→ REQUIREMENT
Find every line below that contains the word "components" and copy it out.

→ SUPPLIED ENTRIES
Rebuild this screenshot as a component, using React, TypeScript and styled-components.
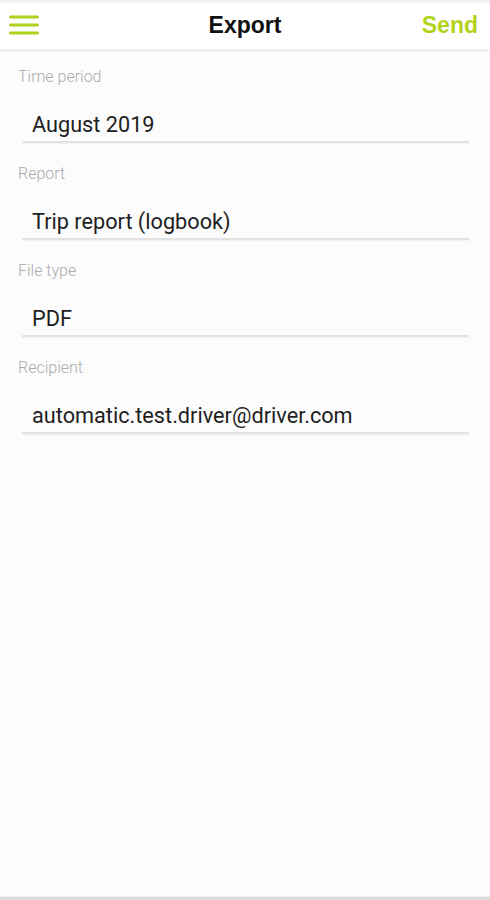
import React from 'react'
import styled, { createGlobalStyle } from 'styled-components'

const GlobalStyle = createGlobalStyle`
  html, body {
    margin: 0;
    padding: 0;
    background: #fcfcfc;
  }
  body {
    font-family: Roboto, "Liberation Sans", Arial, sans-serif;
  }
`

type Field = {
  label: string
  value: string
}

const fields: Field[] = [
  { label: 'Time period', value: 'August 2019' },
  { label: 'Report', value: 'Trip report (logbook)' },
  { label: 'File type', value: 'PDF' },
  { label: 'Recipient', value: 'automatic.test.driver@driver.com' },
]

const MenuIcon = (): JSX.Element => (
  <svg width="32" height="24" viewBox="0 0 32 24">
    <g stroke="#add41a" strokeWidth="3" strokeLinecap="round">
      <line x1="2.5" y1="4" x2="29.5" y2="4" />
      <line x1="2.5" y1="12" x2="29.5" y2="12" />
      <line x1="2.5" y1="20" x2="29.5" y2="20" />
    </g>
  </svg>
)

export default function App(): JSX.Element {
  return (
    <Screen>
      <GlobalStyle />
      <Header>
        <MenuButton>
          <MenuIcon />
        </MenuButton>
        <Title>Export</Title>
        <SendButton>Send</SendButton>
      </Header>
      <Form>
        {fields.map(f => (
          <FieldBlock key={f.label}>
            <Label>{f.label}</Label>
            <Value>{f.value}</Value>
          </FieldBlock>
        ))}
      </Form>
      <Bottom />
    </Screen>
  )
}

const Screen = styled.div`
  width: 490px;
  height: 900px;
  display: flex;
  flex-direction: column;
  background: #fcfcfc;
`

const Header = styled.div`
  height: 44px;
  padding-top: 5px;
  display: grid;
  grid-template-columns: 80px 1fr 80px;
  align-items: center;
  background: linear-gradient(#eeeeee 0, #ffffff 5px);
  box-shadow: 0 1px 2px rgba(0, 0, 0, 0.08);
  border-bottom: 1px solid #eeeeee;
  position: relative;
  z-index: 1;
`

const MenuButton = styled.div`
  display: flex;
  align-items: center;
  padding-left: 8px;
  height: 24px;
  margin-top: -5px;
`

const Title = styled.div`
  text-align: center;
  font-family: "Liberation Sans", Arial, sans-serif;
  font-weight: bold;
  font-size: 23px;
  color: #111;
  margin-top: -4px;
`

const SendButton = styled.div`
  text-align: right;
  padding-right: 12px;
  font-family: "Liberation Sans", Arial, sans-serif;
  font-weight: bold;
  font-size: 23px;
  color: #b2d21c;
  margin-top: -4px;
`

const Form = styled.div`
  flex: 1;
  display: flex;
  flex-direction: column;
  padding-top: 18px;
`

const FieldBlock = styled.div`
  display: flex;
  flex-direction: column;
  margin-bottom: 22px;
`

const Label = styled.div`
  padding-left: 18px;
  height: 18px;
  line-height: 18px;
  font-size: 16px;
  font-weight: 300;
  color: #ababab;
`

const Value = styled.div`
  margin: 0 21px 0 22px;
  padding: 27px 0 4px 10px;
  line-height: 24px;
  font-size: 21.7px;
  color: #1e1e1e;
  border-bottom: 2px solid #e2e2e2;
  box-shadow: 0 1px 1px rgba(0, 0, 0, 0.04);
`

const Bottom = styled.div`
  height: 3px;
  background: #dcdcdc;
  border-top: 1px solid #f0f0f0;
`
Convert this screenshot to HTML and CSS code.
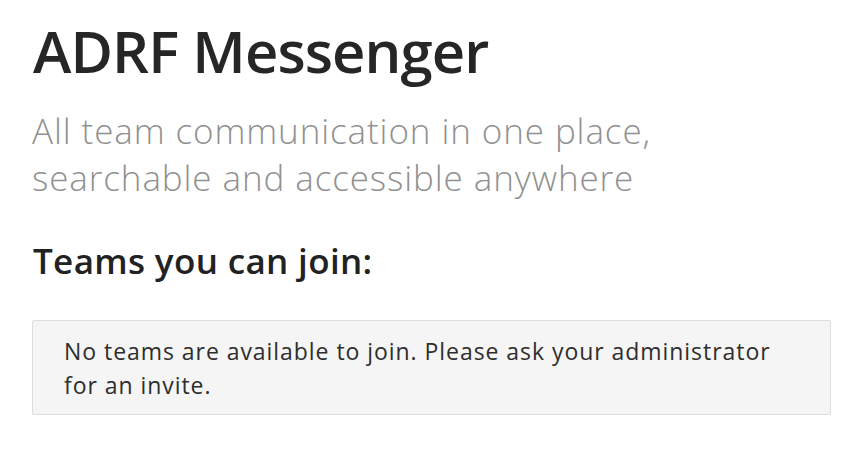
FILE: index.html
```html
<!DOCTYPE html>
<html lang="en">
<head>
<meta charset="utf-8">
<title>ADRF Messenger</title>
<link rel="stylesheet" href="styles.css">
</head>
<body>
<main class="signup">
  <h1 class="brand">ADRF Messenger</h1>
  <p class="tagline">All team communication in one place,<br>searchable and accessible anywhere</p>
  <h3 class="teams-title">Teams you can join:</h3>
  <div class="notice">No teams are available to join. Please ask your administrator<br>for an invite.</div>
</main>
</body>
</html>
```
FILE: styles.css
```css
html, body {
  margin: 0;
  padding: 0;
  background: #ffffff;
}
body {
  font-family: "Open Sans", "Noto Sans", sans-serif;
  color: #333333;
}
.signup {
  padding: 19px 35px 0 32px;
  display: flex;
  flex-direction: column;
}
.brand {
  margin: 0;
  font-size: 58px;
  line-height: 64px;
  font-weight: 600;
  letter-spacing: -0.9px;
  color: #262626;
  padding-left: 1px;
}
.tagline {
  margin: 25px 0 0 0;
  font-size: 35px;
  line-height: 46.5px;
  font-weight: 300;
  letter-spacing: 0.9px;
  color: #919191;
  padding-left: 0;
}
.teams-title {
  margin: 39px 0 0 0;
  font-size: 35px;
  line-height: 42px;
  font-weight: 600;
  letter-spacing: 0.35px;
  color: #222222;
  padding-left: 1px;
}
.notice {
  margin-top: 38px;
  background: #f5f5f5;
  border: 1px solid #dddddd;
  border-radius: 2px;
  box-shadow: 0 1px 1px rgba(0,0,0,0.05);
  padding: 13px 30px 12px 31px;
  font-size: 23px;
  line-height: 34px;
  letter-spacing: 0.95px;
  color: #2e2e2e;
}
```
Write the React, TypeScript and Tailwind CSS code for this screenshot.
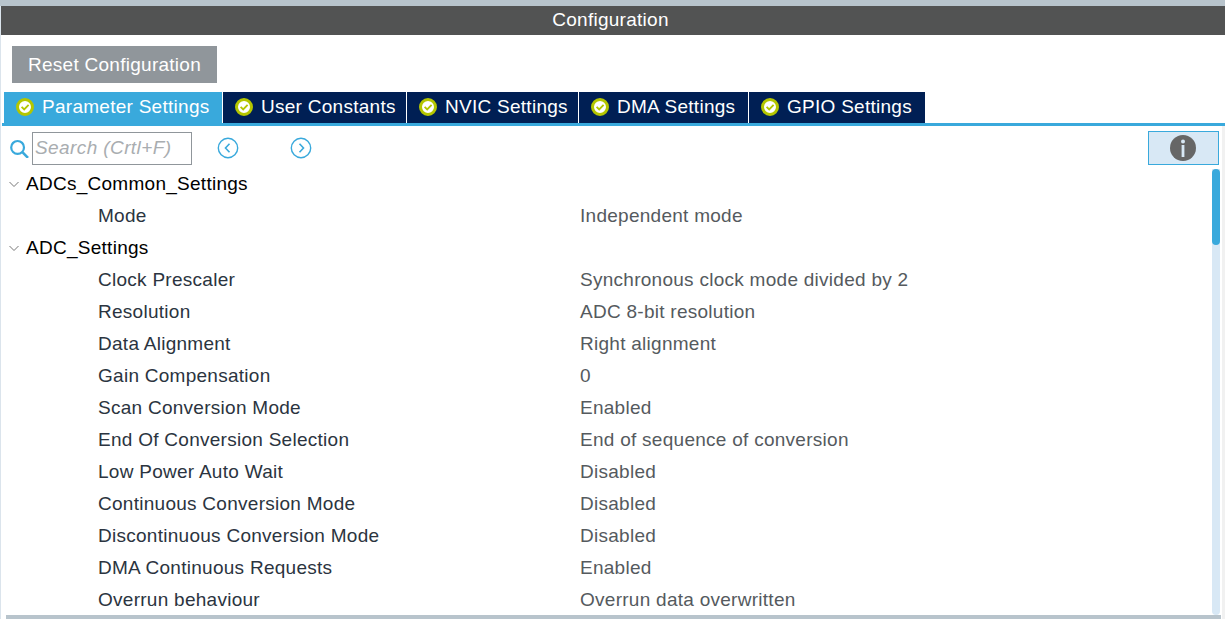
import React from "react";

const Check = () => (
  <svg width="18" height="18" viewBox="0 0 18 18" className="shrink-0">
    <circle cx="9" cy="9" r="7.5" fill="#ffffff" stroke="#b4c600" strokeWidth="3" />
    <path d="M5.6 8.8 L8.2 11.4 L12.6 6.8" fill="none" stroke="#b4c600" strokeWidth="1.8" />
  </svg>
);

const Circle = ({ d }: { d: string }) => (
  <svg width="22" height="22" viewBox="0 0 22 22">
    <circle cx="11" cy="11" r="9.7" fill="none" stroke="#39a9dc" strokeWidth="1.4" />
    <path d={d} fill="none" stroke="#39a9dc" strokeWidth="1.6" />
  </svg>
);

const tabs = [
  { label: "User Constants", w: "w-[183px]" },
  { label: "NVIC Settings", w: "w-[171px]" },
  { label: "DMA Settings", w: "w-[169px]" },
  { label: "GPIO Settings", w: "w-[176px]" },
];

type Row = { k: string; v?: string; head?: boolean };
const rows: Row[] = [
  { k: "ADCs_Common_Settings", head: true },
  { k: "Mode", v: "Independent mode" },
  { k: "ADC_Settings", head: true },
  { k: "Clock Prescaler", v: "Synchronous clock mode divided by 2" },
  { k: "Resolution", v: "ADC 8-bit resolution" },
  { k: "Data Alignment", v: "Right alignment" },
  { k: "Gain Compensation", v: "0" },
  { k: "Scan Conversion Mode", v: "Enabled" },
  { k: "End Of Conversion Selection", v: "End of sequence of conversion" },
  { k: "Low Power Auto Wait", v: "Disabled" },
  { k: "Continuous Conversion Mode", v: "Disabled" },
  { k: "Discontinuous Conversion Mode", v: "Disabled" },
  { k: "DMA Continuous Requests", v: "Enabled" },
  { k: "Overrun behaviour", v: "Overrun data overwritten" },
];

export default function App() {
  return (
    <div className="w-[1225px] h-[619px] overflow-hidden flex flex-col bg-white font-['Liberation_Sans',Arial,sans-serif] text-[19px] leading-[22px] tracking-[0.27px]">
      <div className="h-[6px] shrink-0 bg-[#b8c4cc]" />
      <div className="flex-1 min-h-0 flex">
        <div className="w-[1px] shrink-0 bg-[#dbe4ec]" />
        <div className="flex-1 min-w-0 flex flex-col">
          <div className="h-[29px] shrink-0 bg-[#525353] text-white flex items-center justify-center pb-[1px] pr-[5px]">
            Configuration
          </div>
          <div className="pl-[11px] pt-[11px] shrink-0">
            <div className="w-[205px] h-[37px] bg-[#90969b] text-white flex items-center justify-center">
              Reset Configuration
            </div>
          </div>
          <div className="shrink-0 mt-[9px] pl-[1px]">
            <div className="flex h-[34px] border-b-[3px] border-[#39a9dc]">
              <div className="ml-[2px] w-[218px] h-[31px] bg-[#39a9dc] text-white flex items-center gap-[8px] pl-[12px] pb-[1px]">
                <Check />
                <span>Parameter Settings</span>
              </div>
              {tabs.map((t) => (
                <div
                  key={t.label}
                  className={`${t.w} h-[31px] ml-[1px] bg-[#001f54] text-white flex items-center gap-[8px] pl-[12px] pb-[1px]`}
                >
                  <Check />
                  <span>{t.label}</span>
                </div>
              ))}
            </div>
          </div>
          <div className="flex-1 min-h-0 flex">
            <div className="flex-1 min-w-0 flex flex-col">
              <div className="h-[43px] shrink-0 flex items-center pl-[9px] pr-[2px] pt-[1px]">
                <svg width="20" height="20" viewBox="0 0 20 20" className="shrink-0">
                  <circle cx="7.6" cy="9.4" r="6.4" fill="none" stroke="#39a9dc" strokeWidth="2.2" />
                  <path d="M12.4 14.2 L18 19.8" stroke="#39a9dc" strokeWidth="2.6" />
                </svg>
                <div className="ml-[2px] w-[160px] h-[33px] border border-[#90969b] flex items-center pl-[2px] italic text-[#a9adb0] tracking-[0.4px]">
                  Search (Crtl+F)
                </div>
                <div className="ml-[25px]">
                  <Circle d="M12.5 6.8 L8.5 11 L12.5 15.2" />
                </div>
                <div className="ml-[51px]">
                  <Circle d="M9.5 6.8 L13.5 11 L9.5 15.2" />
                </div>
                <div className="ml-auto w-[71px] h-[34px] border border-[#39a9dc] bg-[#d8e8f5] flex items-center justify-center mr-[1px] pr-[2px]">
                  <svg width="26" height="26" viewBox="0 0 26 26">
                    <circle cx="13" cy="13" r="13" fill="#666666" />
                    <circle cx="13" cy="6.5" r="2" fill="#d8e8f5" />
                    <rect x="11.6" y="10" width="2.8" height="12" fill="#d8e8f5" />
                  </svg>
                </div>
              </div>
              <div className="flex-1 min-h-0 flex">
                <div className="flex-1 min-w-0">
                  {rows.map((r) =>
                    r.head ? (
                      <div key={r.k} className="h-[32px] flex items-center pl-[7px] text-black pb-[2px]">
                        <svg width="12" height="12" viewBox="0 0 12 12" className="shrink-0">
                          <path d="M1.5 4 L6 8.5 L10.5 4" fill="none" stroke="#777777" strokeWidth="1" />
                        </svg>
                        <span className="ml-[6px]">{r.k}</span>
                      </div>
                    ) : (
                      <div key={r.k} className="h-[32px] flex items-center pl-[97px] pb-[2px]">
                        <span className="w-[482px] shrink-0 text-[#2b3440]">{r.k}</span>
                        <span className="text-[#555a5e]">{r.v}</span>
                      </div>
                    )
                  )}
                </div>
                <div className="w-[8px] shrink-0 mr-[2px] mb-[4px] bg-[#d8e8f5] rounded-b-[4px]">
                  <div className="w-[8px] h-[76px] bg-[#39a9dc] rounded-[4px]" />
                </div>
              </div>
            </div>
            <div className="w-[3px] shrink-0 bg-[#f1f1f1]" />
          </div>
          <div className="h-[4px] shrink-0 ml-[5px] mr-[4px] bg-[#b8c4cc] -mt-[4px] relative" />
        </div>
      </div>
    </div>
  );
}
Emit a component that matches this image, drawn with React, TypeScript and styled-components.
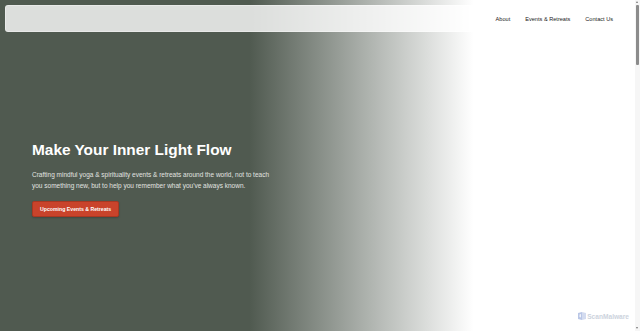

→ REPLY
Rebuild this screenshot as a component, using React, TypeScript and styled-components.
import styled, { createGlobalStyle } from 'styled-components'
Emit a component that matches this image, drawn with React, TypeScript and styled-components.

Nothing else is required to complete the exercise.